The Rochester Philharmonic Orchestra, under the buoyant conducting of Christopher Seaman, presented Pictures at an Exhibition, along with Gunther Schuller's Seven Studies on Themes of Paul Klee , and Mozart's Concerto # 24 in C Minor for Piano and Orchestra, played engagingly by pianist Jonathan Biss. Schuller's work is new to me, and a challenge: for it too explores the relationship between music and painting, through the playful art of Paul Klee. Klee's paintings are musical by nature and tied also to a festive imagination, for he was a musician too. The colorful titles of Schuller's compact studies, like "Little Blue Devil", the jazz flavored "Twittering Machine", and "Eerie Moment" are reminiscent of Mussorgsky; although the music is as different as A to Z.
It was the creative excitement of Mussorgsky's "Pictures at an Exhibition," though, that absorbed me most. The music revived a youthful memory of when I first heard it. I listen to it now with a different set of ears. Maybe it is the Byelorussian bone response in me, for the music resonates in ways it never did before. When such a well known work is lifted by a gifted conductor, with an orchestra of fine musicians, many of whom teach at the famed Eastman School of Music, the music opens up in sharply regulated and vital ways.
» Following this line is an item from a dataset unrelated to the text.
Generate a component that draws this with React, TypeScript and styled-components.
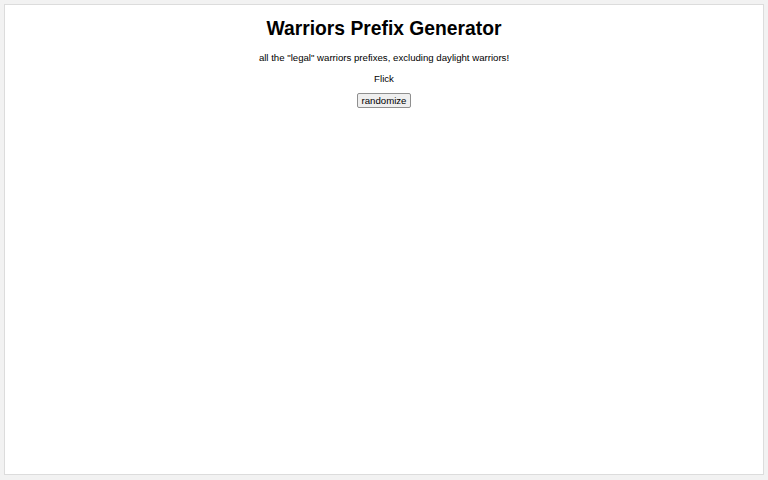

The Mussorgsky/Ravel work uses as a jumping off place the musical architecture of a promenade through the Victor Hartmann exhibition. It unfolds with ten segments of festive, majestic, mysterious and folkloric revelations. "Promenade" introduces the suite with quick time signatures, uplifted with a brass enclave of robust tonality: that of a grand gentlemen leisurely out for a stroll. It is immediately followed by, and contrasted with, the vision of a "Gnome" – a nutcracker segment that hypnotizes with its grotesque musical accessories. "The Old Castle" has a medieval feel to it, sustained by a low continuing bass note, transformed by Ravel into the yearning of an alto saxophone – almost lovelorn in its appeal. "Tuilerries", a scherzo, has a dancelike atmosphere, depicting children wandering in a Parisian garden, mollified by the somber voice of a tuba; like a nun telling them to quiet down. "Bydlo'" envisions the lumbering approach of an ox cart, slogging through the mud with "large, heavy wheels". The Promenade theme reprises, graduates and subsides throughout the work, from one segment to the next, with continuous creative junctions. "The Ballet of Little Chicks in Their Shells", a Hartmann costume sketch for the ballet "Trilby", where the heads of canaries break out of large shells, is up to the brim with funny, light-hearted, and perky woodwinds delighting the ear.
"Samuel Goldenberg and Schmuyle" represents two Polish Jews, one a musical figure of a "rich and pompous" Jew (low strings), and the other a down-and-out poor one(a muted trumpet); an interlocking embrace of alternating voices in muted conversation. Invention takes yet another turn with "Limoges" – a bustling market place. In the original score, Mussorgsky notated rival female venders within a lively squabble of competitive musical pitching. The music then shifts mysteriously to the "Catacombs", a Roman burial ground beneath the streets of Paris.
Inspired by a Hartman portrait of himself walking through the catacombs, where human skulls with candles through off an eerie glow, strongly suggests Hartman's early death; and, in retrospect, also feels now to be prophetic of Moussorky's stressful impending one, as well. "With the Dead in a Dead Language" collates that musical lock into a haunting "ghostly whisper"; other worldly and prophetic. It's amazing how an historical reference appears prophetic in hindsight—almost a subcutaneous fraction of an inch divides reality from fantasy.
I have had the experience of lingering in Istanbul's famous below-the-ground aqueduct, where the sculpted head of the Roman emperor, Constantine, lies faintly glowing beneath the water with leftover sunlight spilling in from above. And I can still hear the ghostly echoes of the chambers surrounding me, like the whispers of the lost voices of history.
Pictures at an Exhibition is a large musical envelope of a stirred and vital aural imagination. Ravel's orchestrated suites, like the original Mussorgsky piano score, has an awed and inspired quality; a jumping off place for compositional dynamics that linger in memory long after time has passed on - to another time. Unlike Tschaikovsky's 1812 overture, with its bombastic ending, Mussorgsky/Ravel's "Pictures at an Exhibition" challenges the imagination, by tranferring the initial visual impressions of Hartmann's art work into a growing dynamic of musical brilliance - whole, powerful, absorbing, and structurally intact.